Another suggested date for Halley’s Comet leading to the demise of Atlantis is 1628 BC put forward by David Wiseman, a Bible teacher(d).
Jean Silvain Baillywas the first to compute the orbit of the comet and coincidentally also wrote on the subject of Atlantis at the end of the 18th century.
Col. Braghine theorised that Atlantis was destroyed as a result of a close encounter of the Earth with Halley’s Comet and similarly the Polish Professor Kamienski suggested that a large chunk of Halley’s Comet fell into the Gulf of Mexico in 9542 BC . Kamienski has also written very technical paper(a) on the 2320 BC appearance of the comet. The American astronomer Jack Hills, an asteroid specialist at the Los Alamos National Laboratory holds similar views to Kamienski.
Halley’s Comet has also been blamed for the disappearance of the Pannonian Lake, another proposed Atlantis location.

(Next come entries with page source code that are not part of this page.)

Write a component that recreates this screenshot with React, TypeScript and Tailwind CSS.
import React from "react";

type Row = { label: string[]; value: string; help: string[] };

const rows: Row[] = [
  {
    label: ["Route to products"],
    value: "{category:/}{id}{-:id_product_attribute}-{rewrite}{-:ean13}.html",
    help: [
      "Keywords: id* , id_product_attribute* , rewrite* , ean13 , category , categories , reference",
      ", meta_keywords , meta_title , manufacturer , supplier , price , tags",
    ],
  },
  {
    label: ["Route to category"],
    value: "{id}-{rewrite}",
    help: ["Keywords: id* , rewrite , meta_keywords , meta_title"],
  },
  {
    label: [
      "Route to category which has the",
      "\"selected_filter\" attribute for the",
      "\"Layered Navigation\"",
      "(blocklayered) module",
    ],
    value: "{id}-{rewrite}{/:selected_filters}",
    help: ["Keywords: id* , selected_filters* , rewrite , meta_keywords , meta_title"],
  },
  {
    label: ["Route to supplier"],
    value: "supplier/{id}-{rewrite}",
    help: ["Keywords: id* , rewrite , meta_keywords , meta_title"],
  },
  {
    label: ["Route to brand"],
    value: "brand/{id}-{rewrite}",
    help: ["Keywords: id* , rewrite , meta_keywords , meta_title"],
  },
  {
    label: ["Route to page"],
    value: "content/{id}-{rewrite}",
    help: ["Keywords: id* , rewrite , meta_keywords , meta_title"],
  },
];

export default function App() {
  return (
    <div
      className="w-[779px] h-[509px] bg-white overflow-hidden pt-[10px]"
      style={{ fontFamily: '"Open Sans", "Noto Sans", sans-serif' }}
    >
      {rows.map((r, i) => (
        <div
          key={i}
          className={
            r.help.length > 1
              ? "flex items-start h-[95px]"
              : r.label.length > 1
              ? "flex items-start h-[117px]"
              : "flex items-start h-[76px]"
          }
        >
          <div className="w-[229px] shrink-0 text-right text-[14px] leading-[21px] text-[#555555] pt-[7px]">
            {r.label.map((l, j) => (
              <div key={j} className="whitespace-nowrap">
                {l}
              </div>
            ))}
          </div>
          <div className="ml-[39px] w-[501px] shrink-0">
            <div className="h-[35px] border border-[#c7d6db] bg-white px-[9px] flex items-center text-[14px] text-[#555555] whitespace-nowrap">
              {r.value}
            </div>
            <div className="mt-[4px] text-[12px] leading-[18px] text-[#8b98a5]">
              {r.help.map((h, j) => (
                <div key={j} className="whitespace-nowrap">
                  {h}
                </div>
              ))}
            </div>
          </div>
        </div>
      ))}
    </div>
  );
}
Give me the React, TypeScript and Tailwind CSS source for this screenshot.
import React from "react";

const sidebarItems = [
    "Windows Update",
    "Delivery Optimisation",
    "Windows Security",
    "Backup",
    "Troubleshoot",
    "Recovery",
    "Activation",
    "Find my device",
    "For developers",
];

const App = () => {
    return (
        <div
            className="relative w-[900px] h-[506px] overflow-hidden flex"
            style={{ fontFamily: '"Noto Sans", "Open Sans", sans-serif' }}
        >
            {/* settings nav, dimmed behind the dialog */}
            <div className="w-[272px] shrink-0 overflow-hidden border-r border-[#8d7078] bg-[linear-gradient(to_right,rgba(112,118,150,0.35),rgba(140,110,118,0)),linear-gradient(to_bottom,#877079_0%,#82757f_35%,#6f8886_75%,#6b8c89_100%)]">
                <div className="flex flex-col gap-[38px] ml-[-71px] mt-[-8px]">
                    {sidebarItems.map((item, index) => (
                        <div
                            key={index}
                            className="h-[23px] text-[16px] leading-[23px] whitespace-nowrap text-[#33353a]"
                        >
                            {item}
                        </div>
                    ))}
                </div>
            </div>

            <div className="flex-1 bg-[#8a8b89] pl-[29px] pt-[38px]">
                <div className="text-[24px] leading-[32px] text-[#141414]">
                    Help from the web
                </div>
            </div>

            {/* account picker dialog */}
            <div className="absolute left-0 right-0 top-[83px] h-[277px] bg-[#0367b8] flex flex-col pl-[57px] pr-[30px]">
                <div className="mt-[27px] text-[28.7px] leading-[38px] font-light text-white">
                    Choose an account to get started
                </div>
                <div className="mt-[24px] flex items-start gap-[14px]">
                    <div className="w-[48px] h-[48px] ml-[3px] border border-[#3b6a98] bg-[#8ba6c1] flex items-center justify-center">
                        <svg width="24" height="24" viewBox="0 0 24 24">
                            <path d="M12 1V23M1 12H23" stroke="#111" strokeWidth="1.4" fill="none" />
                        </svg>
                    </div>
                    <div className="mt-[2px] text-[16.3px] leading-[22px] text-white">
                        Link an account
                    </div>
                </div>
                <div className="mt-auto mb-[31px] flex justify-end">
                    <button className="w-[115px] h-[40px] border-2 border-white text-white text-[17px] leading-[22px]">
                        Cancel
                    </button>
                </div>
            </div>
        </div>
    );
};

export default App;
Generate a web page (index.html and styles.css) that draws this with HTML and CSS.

Jürgen Spanuth thought that Phaëton was a fragment of Halley’s Comet. Two other followers of Spanuth, Günter Bischoff and Walter Stender have written extensive papers, in German, on a meteorite impact with Northern Europe around 1220 BC, which they also identified as Phaëton(j)(n) . The same interpretation has been applied specifically to Lake Chiemgau in S.E. Bavaria and is expanded on in papers by Barbara Rappenglück among many others(k)(l)(m).
In a 2018 paper(i), Charles A Rogers associates Phaëton with Halley’s Comet, dating the close encounter to 1404 BC. He goes further, linking the ‘pillar of light’ in Exodus with both Halley’s Comet and the eruption of Thera. He then proceeds to connect this event(s) with the destruction of Atlantis on the Gulf of Gabes at the mouth of the River Triton!
Clube & Napier in The Cosmic Winter suggested that the Biblical Exodus story contains the earliest reference to Halley’s Comet. The controversial Jeffrey Goodman also links a number of Biblical events with cometary encounters in The Comets of God .
For trivia lovers, I note that both the birth (1835) and death (1910) of the writer Mark Twain coincided with appearances of Halley’s Comet!